AV: What on earth is a scrum?
EW: In rugby, the players put their heads in the middle to restart a play. But it’s also what people in software development call a brainstorming session. Someone in the group suggested that our meetings were scrums.
AV: What is the format of a Vagina Scrum?
EW: Each one has had a theme like authenticity, intimacy or lineage. We start with a practice that involves voice or movement. For the intimacy scrum we did a lot of eye gazing, which actually was really intense. Then we have a potluck followed by a discussion on the theme. Moving forward, we plan to have scrums on the third Saturday of the month in different homes anywhere in the world, led by anyone who wants to host a scrum. They are three hours, from 6:30 to 9:30 p.m. and the whole thing gets kicked off with a larger-scale event on Dec. 3 in New York City.
AV: You raised $1,000 for Hillary Clinton using this idea. How did you do that?
EW: In fairness, most of the people attending that fundraiser had no idea I was using the structure of a Vagina Scrum. But yes, I organized a fundraiser for the Hillary Clinton campaign in late September, leading a workshop called “Raising the Female Voice,” that men also attended. Going forward, I would like to figure out a way to include all genders in this movement. We’re interested in exploring the feminine. That doesn’t necessarily mean female.
AV: What came up in your fundraiser workshop?
EW: A lot about “shoulds.” What should we look like. What should sound like. We get frustrated with other women’s voices. In my voice training work, I educate people on vocal patterns, many which we’re not aware of.
AV: Like what?
EW: Like vocal fry, which is what Kim Kardashian does. It sounds very California. Then there’s upspeak, which sounds like a question when it’s not. “I like this dress? I think it looks beautiful?”
AV: What does Hillary do?
EW: She doesn’t do those, but she sometimes taps into an extra-masculine thing, lowering her pitch and pressing volume to sound emphatic. Then people think she sounds inauthentic. She has the capacity to be very authentic, but I think she’s probably listened to a lot of people and taken advice about what she should do and how she should act, so it comes across as canned. I think Hillary Clinton’s authenticity challenges may very well have cost her the presidency.
AV: What does Trump do?
EW: Well, people have been asking me to write and speak about that, and the truth is I haven’t wanted to. We’re going to be seeing a lot more of him, so I suppose now is the time to talk about that. He has a breath pattern people notice. He breaths in very deeply through his nose.
AV: Can we actually learn something from him as a speaker?

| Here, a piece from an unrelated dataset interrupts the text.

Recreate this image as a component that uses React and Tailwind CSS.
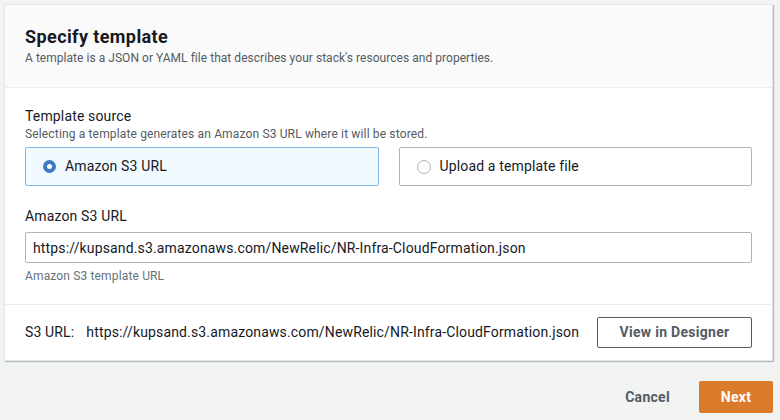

EW: He has a tendency to push his presence, physically and vocally. In one of the debates, he made Hillary come more than halfway across the stage to shake his hand. He waited for
her to approach. He is bombastic. He pushes outward. But--do I even dare to say this? We could say he speaks from his cock.
AV: Have you spoken from the vagina since the election?
EW: I have watched friends attend protests on Facebook. I just haven’t felt that was what I wanted to do. I’ve been doing a lot of my own writing and contemplating. I have attended gatherings in order to meditate and be with other people.
AV: Is there a way to speak from the vagina on Facebook?
EW: What it feels like we need now is love and activism. I think we need unity, curiosity and listening instead of reaction and hate.
AV: Say more about listening.
EW: I was recently driving through Ohio to Detroit visiting cousins. What I wish I would have done was stop the car and ask a Trump supporter with a sign why he or she was voting for Trump. What did I miss? We have to keep exploring our ability to raise our voices and open our ears, to listen.